Eragny Press, so important in the history of the private press movement, was created by Lucien, eldest son of Impressionist painter, Camille Pissarro, and his wife, Esther, after they settled permanently in England in 1890. An illustrator, woodcut artist, and painter, he had first worked in Paris.

 Lucien’s range of expression, in his treatment of the word and book as art, is revealed in his own illustrations and books for such writers as Coleridge, Flaubert and Laforgue, and varied illustrations for ballads and poems. The book also includes works of William Morris’ Kelmscott Press, Doves Press, and Vale Press, plus portraits and pastoral scenes by Camille that have seldom been reprinted. Excerpts from letters between father and son reveal the pushes and pulls between art schools that are more than a footnote to art history. Camille did not like the whiff of Pre-Raphaelitism detected in the illustrations, for instance. (The Ashmolean Museum, the publisher, is a foremost source for the study of French Impressionism.)
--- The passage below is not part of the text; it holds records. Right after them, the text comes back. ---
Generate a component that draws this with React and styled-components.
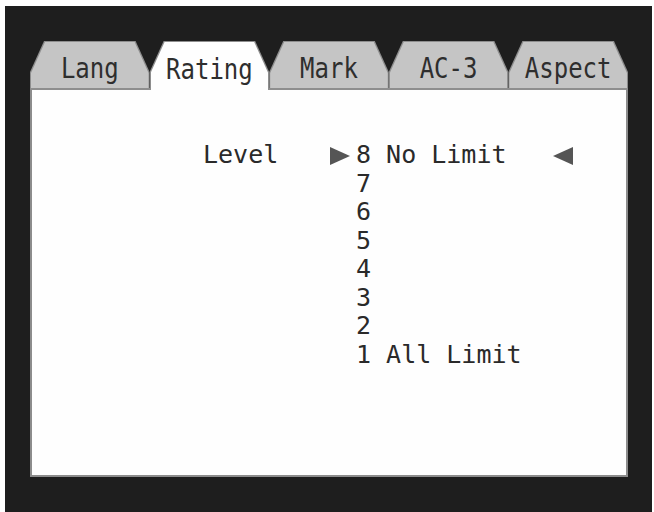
import React from "react";
import styled, { createGlobalStyle } from "styled-components";

const Global = createGlobalStyle`
  html, body { margin: 0; padding: 0; background: #ffffff; }
  * { box-sizing: border-box; }
`;

const Screen = styled.div`
  margin: 6px 2px 0 5px;
  height: 506px;
  background: #1e1e1e;
  padding: 35px 24px 0 25px;
  display: flex;
  flex-direction: column;
  font-family: "DejaVu Sans Mono", "Liberation Mono", monospace;
  color: #2a2a2a;
`;

const TabBar = styled.div`
  display: flex;
  height: 49px;
  background: linear-gradient(to top, #8c8c8c 2px, transparent 2px);
`;

const shape = `polygon(0 100%, 0 31px, 14px 0, calc(100% - 14px) 0, 100% 31px, 100% 100%)`;

const Tab = styled.div`
  flex: 1;
  background: #8e8e8e;
  clip-path: ${shape};
  padding: 1px 1px ${(p) => (p.$active ? 0 : 2)}px;
  display: flex;
`;

const TabFace = styled.div`
  flex: 1;
  background: ${(p) => (p.$active ? "#fefefe" : "#c5c5c5")};
  clip-path: ${shape};
  display: flex;
  align-items: center;
  justify-content: center;
  padding-top: 6px;
`;

const TabLabel = styled.span`
  display: inline-block;
  font-size: 24px;
  line-height: 24px;
  transform: scaleY(1.2);
  color: #2e2e2e;
  white-space: pre;
`;

const Panel = styled.div`
  height: 387px;
  background: #fefefe;
  border: 2px solid #8c8c8c;
  border-top: none;
  padding: 51px 0 0 171px;
`;

const Grid = styled.div`
  display: grid;
  grid-template-columns: 127px 26px 197px 24px;
  grid-auto-rows: 28.5px;
  font-size: 25px;
  line-height: 28.5px;
`;

const Cell = styled.div`
  white-space: pre;
  display: flex;
  align-items: center;
  grid-column: ${(p) => p.$col};
`;

const Arrow = styled.svg`
  width: 20px;
  height: 18px;
  fill: #555555;
  margin-top: 2px;
`;

const tabs = ["Lang", "Rating", "Mark", "AC-3", "Aspect"];
const levels = ["8 No Limit", "7", "6", "5", "4", "3", "2", "1 All Limit"];

export default function App() {
  return (
    <>
      <Global />
      <Screen>
        <TabBar>
          {tabs.map((t) => (
            <Tab key={t} $active={t === "Rating"}>
              <TabFace $active={t === "Rating"}>
                <TabLabel>{t}</TabLabel>
              </TabFace>
            </Tab>
          ))}
        </TabBar>
        <Panel>
          <Grid>
            {levels.map((lv, i) => (
              <React.Fragment key={lv}>
                <Cell $col={1}>{i === 0 ? "Level" : ""}</Cell>
                <Cell $col={2}>
                  {i === 0 && (
                    <Arrow viewBox="0 0 20 18">
                      <polygon points="0,0 20,9 0,18" />
                    </Arrow>
                  )}
                </Cell>
                <Cell $col={3}>{lv}</Cell>
                <Cell $col={4}>
                  {i === 0 && (
                    <Arrow viewBox="0 0 20 18">
                      <polygon points="20,0 0,9 20,18" />
                    </Arrow>
                  )}
                </Cell>
              </React.Fragment>
            ))}
          </Grid>
        </Panel>
      </Screen>
    </>
  );
}
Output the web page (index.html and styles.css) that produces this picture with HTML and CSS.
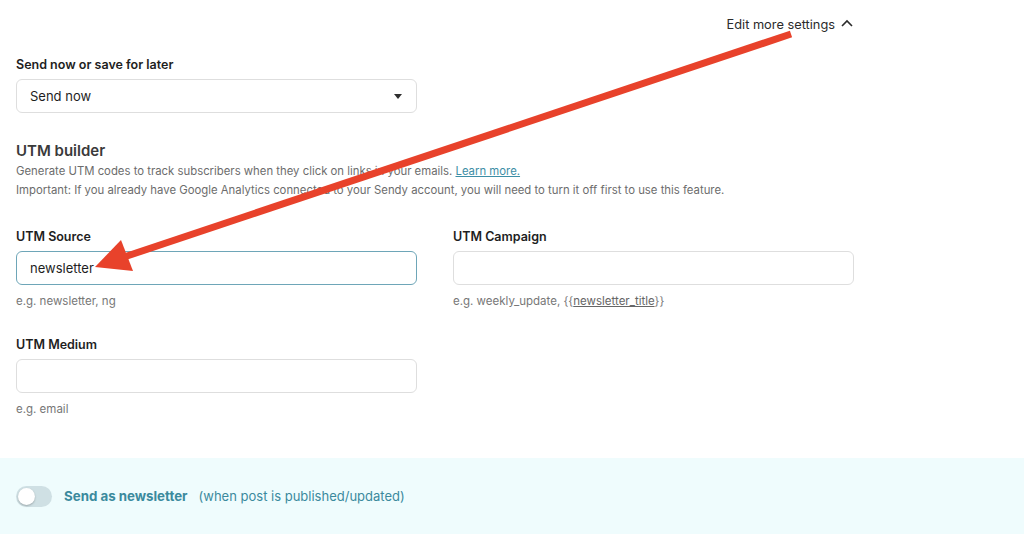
FILE: index.html
```html
<!DOCTYPE html>
<html lang="en">

<head>
  <meta charset="UTF-8" />
  <meta name="viewport" content="width=device-width, initial-scale=1.0" />
  <title>UTM builder</title>
  <link rel="stylesheet" href="styles.css">
</head>

<body>
  <div class="page">
    <!-- 顶部设置开关 -->
    <div class="top-row">
      <a href="javaScript:;" class="more">
        Edit more settings
        <svg class="chev" width="14" height="10" viewBox="0 0 14 10">
          <path d="M2 8 L7 3 L12 8" fill="none" stroke="#2b2b2b" stroke-width="1.6" />
        </svg>
      </a>
    </div>

    <div class="field send">
      <label class="label">Send now or save for later</label>
      <div class="select">
        <span>Send now</span>
        <i class="caret"></i>
      </div>
    </div>

    <h3 class="title">UTM builder</h3>
    <p class="desc">Generate UTM codes to track subscribers when they click on links in your emails. <a href="javaScript:;">Learn more.</a></p>
    <p class="desc">Important: If you already have Google Analytics connected to your Sendy account, you will need to turn it off first to use this feature.</p>

    <div class="grid">
      <div class="field">
        <label class="label">UTM Source</label>
        <div class="input focus">newsletter</div>
        <p class="help">e.g. newsletter, ng</p>
      </div>
      <div class="field">
        <label class="label">UTM Campaign</label>
        <div class="input"></div>
        <p class="help">e.g. weekly_update, {{<u>newsletter_title</u>}}</p>
      </div>
      <div class="field">
        <label class="label">UTM Medium</label>
        <div class="input"></div>
        <p class="help">e.g. email</p>
      </div>
    </div>
  </div>

  <!-- 底部发送开关 -->
  <div class="band">
    <span class="toggle"><i></i></span>
    <strong>Send as newsletter</strong>
    <span class="note">(when post is published/updated)</span>
  </div>

  <!-- 标注箭头 -->
  <svg class="arrow" width="1024" height="538" viewBox="0 0 1024 538">
    <line x1="791" y1="34" x2="124" y2="257" stroke="#e8422b" stroke-width="7" />
    <polygon points="95,267 121,240 133,271" fill="#e8422b" />
  </svg>
</body>

</html>
```

FILE: styles.css
```css
* {
  margin: 0;
  padding: 0;
  box-sizing: border-box;
}

body {
  font-family: Inter, "Noto Sans", sans-serif;
  color: #1f1f1f;
  background: #fff;
}

a {
  text-decoration: none;
  color: inherit;
}

.page {
  width: 870px;
  padding: 0 16px;
}

.top-row {
  display: flex;
  justify-content: flex-end;
  align-items: center;
  height: 48px;
}

.more {
  display: flex;
  align-items: center;
  font-size: 12.8px;
  color: #2b2b2b;
}

.chev {
  margin-left: 5px;
  margin-top: -2px;
}

.send {
  margin-top: 8px;
  width: 401px;
}

.label {
  display: block;
  font-size: 12.5px;
  font-weight: 600;
  line-height: 18px;
  margin-bottom: 5px;
  color: #1e1e1e;
}

.select,
.input {
  display: flex;
  align-items: center;
  height: 34px;
  padding: 0 13px;
  border: 1px solid #dedede;
  border-radius: 6px;
  font-size: 13px;
  color: #1e1e1e;
}

.select {
  justify-content: space-between;
}

.caret {
  width: 0;
  height: 0;
  margin-right: 1px;
  border-left: 4.5px solid transparent;
  border-right: 4.5px solid transparent;
  border-top: 5px solid #2e2e2e;
}

.input.focus {
  border-color: #6ea6b8;
}

.title {
  margin-top: 28px;
  font-size: 15px;
  font-weight: 600;
  line-height: 20px;
  color: #3a3a3a;
}

.desc {
  font-size: 11.35px;
  line-height: 19px;
  color: #6c6c6c;
}

.desc:first-of-type {
  margin-top: 1px;
}

.desc a {
  color: #3d8ea6;
  text-decoration: underline;
}

.grid {
  display: grid;
  grid-template-columns: 401px 401px;
  column-gap: 36px;
  row-gap: 27px;
  margin-top: 28px;
}

.help {
  margin-top: 8px;
  font-size: 11.5px;
  line-height: 16px;
  color: #777;
}

.help u {
  color: #666;
}

.band {
  display: flex;
  align-items: center;
  height: 76px;
  margin-top: 41px;
  padding-left: 16px;
  background: #effcfd;
  font-size: 13px;
  color: #3b8a9d;
}

.toggle {
  position: relative;
  width: 36px;
  height: 21px;
  border-radius: 11px;
  background: #cfe0e4;
  margin-right: 12px;
}

.toggle i {
  position: absolute;
  top: 2px;
  left: 2px;
  width: 17px;
  height: 17px;
  border-radius: 50%;
  background: #fff;
  box-shadow: 0 1px 2px rgba(0, 0, 0, 0.25);
}

.band strong {
  font-size: 13.3px;
  font-weight: 700;
  margin-right: 11px;
}

.arrow {
  position: absolute;
  top: 0;
  left: 0;
  pointer-events: none;
}
```
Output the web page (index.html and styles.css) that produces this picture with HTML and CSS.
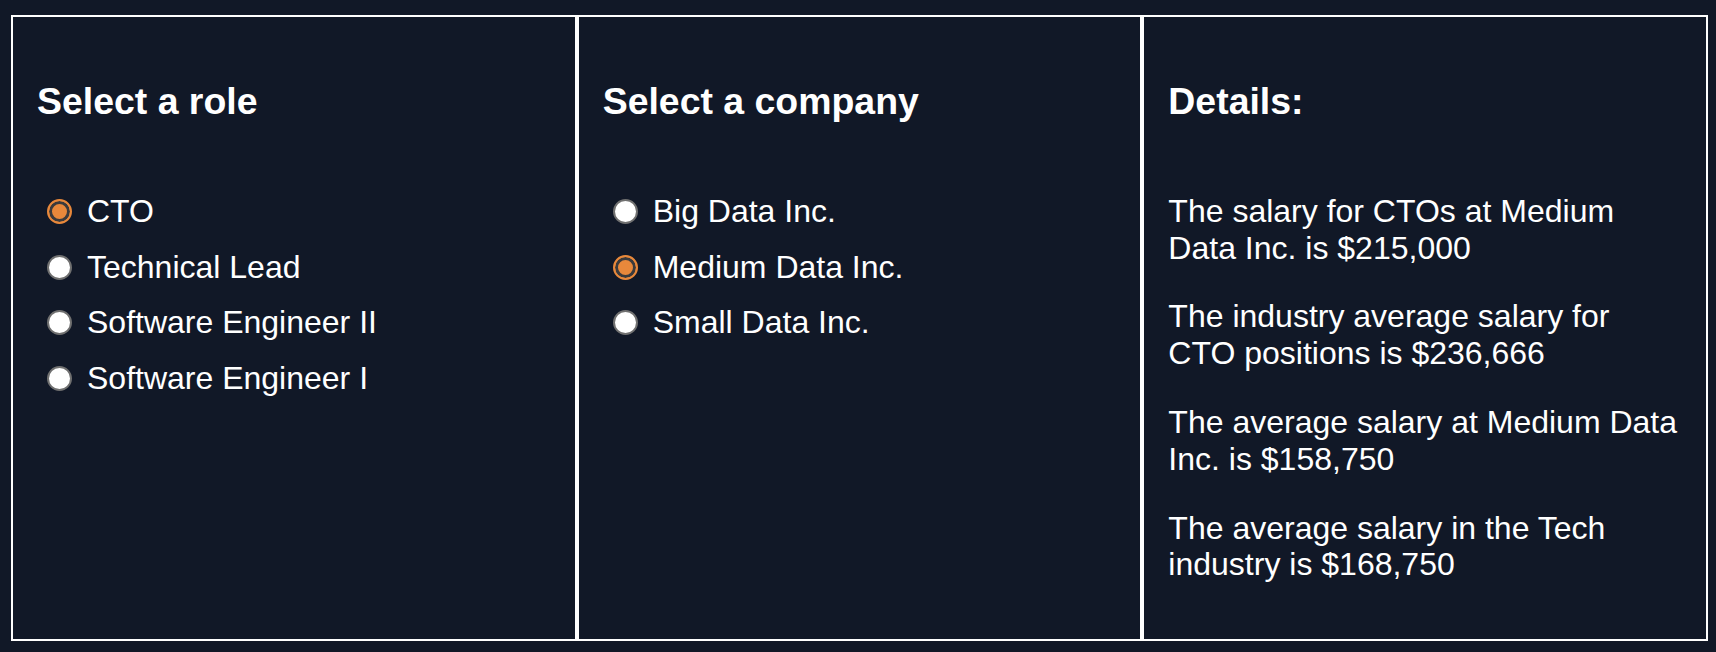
FILE: index.html
```html
<!DOCTYPE html>
<html lang="en">
<head>
<meta charset="utf-8">
<title>Salary explorer</title>
<link rel="stylesheet" href="styles.css">
</head>
<body>
<main class="board">
  <section class="panel">
    <h3 class="panel-title">Select a role</h3>
    <div class="options">
      <label class="option"><input type="radio" name="role" checked><span>CTO</span></label>
      <label class="option"><input type="radio" name="role"><span>Technical Lead</span></label>
      <label class="option"><input type="radio" name="role"><span>Software Engineer II</span></label>
      <label class="option"><input type="radio" name="role"><span>Software Engineer I</span></label>
    </div>
  </section>
  <section class="panel">
    <h3 class="panel-title">Select a company</h3>
    <div class="options">
      <label class="option"><input type="radio" name="company"><span>Big Data Inc.</span></label>
      <label class="option"><input type="radio" name="company" checked><span>Medium Data Inc.</span></label>
      <label class="option"><input type="radio" name="company"><span>Small Data Inc.</span></label>
    </div>
  </section>
  <section class="panel">
    <h3 class="panel-title">Details:</h3>
    <div class="details">
      <p>The salary for CTOs at Medium Data Inc. is $215,000</p>
      <p>The industry average salary for CTO positions is $236,666</p>
      <p>The average salary at Medium Data Inc. is $158,750</p>
      <p>The average salary in the Tech industry is $168,750</p>
    </div>
  </section>
</main>
</body>
</html>
```
FILE: styles.css
```css
html, body {
  margin: 0;
  padding: 0;
  background: #111827;
}

body {
  font-family: "Liberation Sans", Arial, Helvetica, sans-serif;
  font-size: 32px;
  color: #ffffff;
}

.board {
  display: flex;
  height: 626px;
  margin: 15px 8px 0 11px;
}

.panel {
  flex: 1 1 0;
  min-width: 0;
  box-sizing: border-box;
  border: 2px solid #ffffff;
  padding: 26px 24px 24px;
  display: flex;
  flex-direction: column;
}

.panel-title {
  font-size: 37.44px;
  font-weight: bold;
  line-height: 43px;
  margin: 37.44px 0;
}

.options {
  display: flex;
  flex-direction: column;
  gap: 19px;
  margin-top: 32px;
}

.option {
  display: flex;
  align-items: center;
  line-height: 36.8px;
}

.option input {
  appearance: none;
  -webkit-appearance: none;
  width: 25px;
  height: 25px;
  margin: 0 15px 0 10px;
  box-sizing: border-box;
  border-radius: 50%;
  border: 2px solid #707070;
  background: #ffffff;
  flex: none;
}

.option input:checked {
  border: 2.5px solid #e8883b;
  background: #e8883b;
  box-shadow: inset 0 0 0 3px #3a3a3c;
}

.details {
  display: flex;
  flex-direction: column;
  gap: 32px;
  margin-top: 32px;
}

.details p {
  margin: 0;
  line-height: 36.8px;
}
```
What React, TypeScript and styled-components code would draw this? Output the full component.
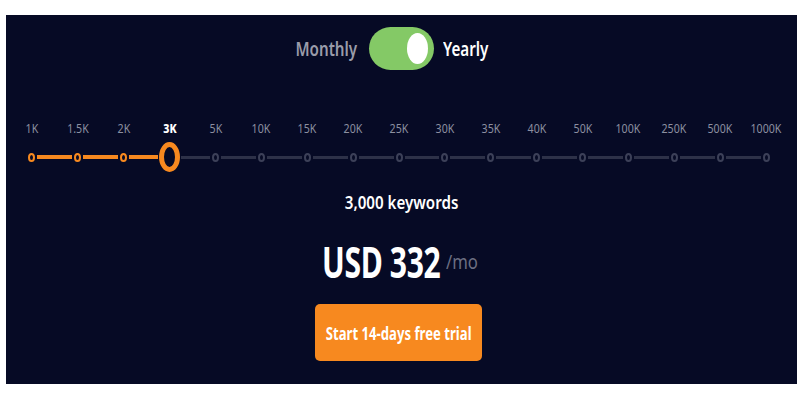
import React, { useState } from "react";
import styled, { createGlobalStyle } from "styled-components";

const GlobalStyle = createGlobalStyle`
  body {
    margin: 0;
    background: #ffffff;
    font-family: "Noto Sans", Roboto, sans-serif;
  }
`;

const Panel = styled.section`
  box-sizing: border-box;
  height: 369px;
  margin: 15px 3px 16px 6px;
  background: #060a25;
  display: flex;
  flex-direction: column;
  align-items: center;
`;

const ToggleRow = styled.div`
  margin-top: 12px;
  width: 100%;
  display: grid;
  grid-template-columns: 1fr auto 1fr;
  align-items: center;
`;

const PlanLabel = styled.span<{ $active?: boolean; $side: "left" | "right" }>`
  justify-self: ${(p) => (p.$side === "left" ? "end" : "start")};
  margin: ${(p) => (p.$side === "left" ? "0 12px 0 0" : "0 0 0 9px")};
  display: inline-block;
  white-space: nowrap;
  transform: scaleX(0.78);
  transform-origin: ${(p) => (p.$side === "left" ? "right" : "left")} center;
  font-size: 19.5px;
  font-weight: 600;
  color: ${(p) => (p.$active ? "#ffffff" : "#9a9caa")};
`;

const Switch = styled.button<{ $on: boolean }>`
  box-sizing: border-box;
  width: 65px;
  height: 43px;
  border: none;
  border-radius: 22px;
  padding: 0 6px;
  background: #84c966;
  display: flex;
  align-items: center;
  justify-content: ${(p) => (p.$on ? "flex-end" : "flex-start")};
  cursor: pointer;
`;

const Knob = styled.span`
  width: 21px;
  height: 31px;
  border-radius: 50%;
  background: #ffffff;
`;

const Slider = styled.div`
  align-self: flex-start;
  margin: 51px 0 0 3px;
  width: 780px;
  display: grid;
  grid-template-columns: repeat(17, 1fr);
  grid-template-rows: 16px 30px;
  row-gap: 5px;
`;

const StopLabel = styled.span<{ $active: boolean }>`
  text-align: center;
  white-space: nowrap;
  transform: scaleX(0.85);
  font-size: 12.5px;
  line-height: 16px;
  font-weight: ${(p) => (p.$active ? 800 : 400)};
  color: ${(p) => (p.$active ? "#ffffff" : "#8c8fa0")};
`;

const StopCell = styled.div`
  display: flex;
  align-items: center;
`;

const Segment = styled.span<{ $fill: boolean; $hidden: boolean }>`
  flex: 1;
  height: ${(p) => (p.$fill ? 4 : 3)}px;
  background: ${(p) =>
    p.$hidden ? "transparent" : p.$fill ? "#f7891f" : "#2d3148"};
`;

const Dot = styled.span<{ $fill: boolean }>`
  box-sizing: border-box;
  flex: none;
  margin: 0 2px;
  width: 7px;
  height: 9px;
  border-radius: 50%;
  border: 2px solid ${(p) => (p.$fill ? "#f7891f" : "#3c4058")};
`;

const Handle = styled.span`
  box-sizing: border-box;
  flex: none;
  margin: 0 1px;
  width: 21px;
  height: 30px;
  border-radius: 50%;
  border: 5px solid #f7891f;
  background: #060a25;
`;

const Keywords = styled.div`
  margin-top: 19px;
  white-space: nowrap;
  transform: scaleX(0.84);
  font-size: 18px;
  line-height: 22px;
  font-weight: 600;
  color: #ffffff;
`;

const PriceRow = styled.div`
  margin: 24px 4px 0 0;
  height: 48px;
  display: flex;
  align-items: center;
  gap: 6px;
`;

const Price = styled.span`
  display: inline-block;
  width: 118px;
  white-space: nowrap;
  transform: scaleX(0.7);
  transform-origin: left center;
  font-size: 43px;
  font-weight: 700;
  color: #ffffff;
  letter-spacing: -0.5px;
`;

const Period = styled.span`
  display: inline-block;
  width: 32px;
  margin-top: 2px;
  white-space: nowrap;
  transform: scaleX(0.88);
  transform-origin: left center;
  font-size: 19px;
  color: #6c6f82;
`;

const TrialButton = styled.button`
  margin: 19px 6px 0 0;
  width: 167px;
  height: 57px;
  border: none;
  border-radius: 5px;
  background: #f7891f;
  display: flex;
  align-items: center;
  justify-content: center;
  cursor: pointer;
`;

const ButtonText = styled.span`
  display: inline-block;
  white-space: nowrap;
  transform: scaleX(0.71);
  color: #ffffff;
  font-family: "Noto Sans", Roboto, sans-serif;
  font-size: 18.5px;
  font-weight: 700;
`;

const stops = [
  "1K", "1.5K", "2K", "3K", "5K", "10K", "15K", "20K", "25K",
  "30K", "35K", "40K", "50K", "100K", "250K", "500K", "1000K",
];

const App = () => {
  const [yearly, setYearly] = useState(true);
  const active = 3;
  const last = stops.length - 1;

  return (
    <>
      <GlobalStyle />
      <Panel>
        <ToggleRow>
          <PlanLabel $side="left" $active={!yearly}>
            Monthly
          </PlanLabel>
          <Switch $on={yearly} onClick={() => setYearly(!yearly)}>
            <Knob />
          </Switch>
          <PlanLabel $side="right" $active={yearly}>
            Yearly
          </PlanLabel>
        </ToggleRow>

        <Slider>
          {stops.map((s, i) => (
            <StopLabel key={s} $active={i === active}>
              {s}
            </StopLabel>
          ))}
          {stops.map((s, i) => (
            <StopCell key={"t" + s}>
              <Segment $hidden={i === 0} $fill={i <= active} />
              {i === active ? <Handle /> : <Dot $fill={i < active} />}
              <Segment $hidden={i === last} $fill={i < active} />
            </StopCell>
          ))}
        </Slider>

        <Keywords>3,000 keywords</Keywords>
        <PriceRow>
          <Price>USD 332</Price>
          <Period>/mo</Period>
        </PriceRow>
        <TrialButton>
          <ButtonText>Start 14-days free trial</ButtonText>
        </TrialButton>
      </Panel>
    </>
  );
};

export default App;
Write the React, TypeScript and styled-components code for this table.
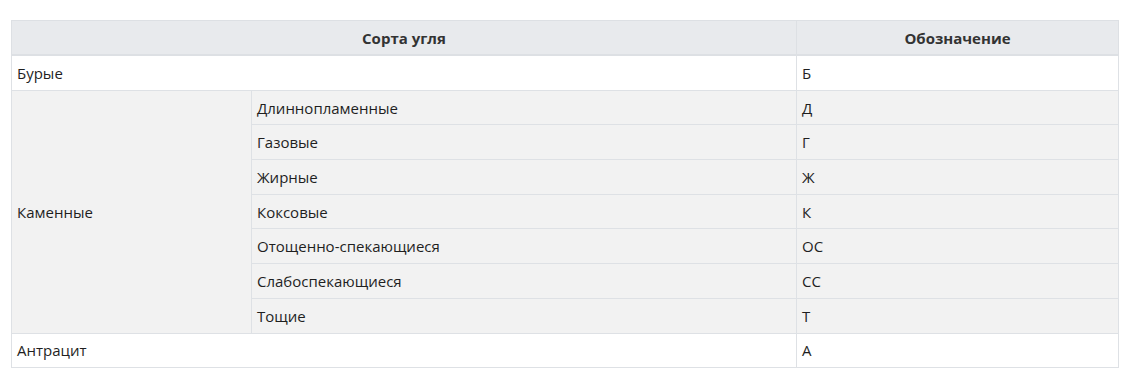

Lucien might well have given up and returned to France but was encouraged to remain by the support of Charles Ricketts, Charles Shannon, Reginald Savage and other leading artists. The press endured through hardships and threatened insolvency but an obstinate belief in the value of their work kept Luc­ien and Esther going until 1914 when the last Eragny book was published and illness, exhaustion, debt and war combined with many other obstacles closed down one of the earliest and most inventive of the private presses. The remainder of Lucien’s long career belongs to the history of British painting.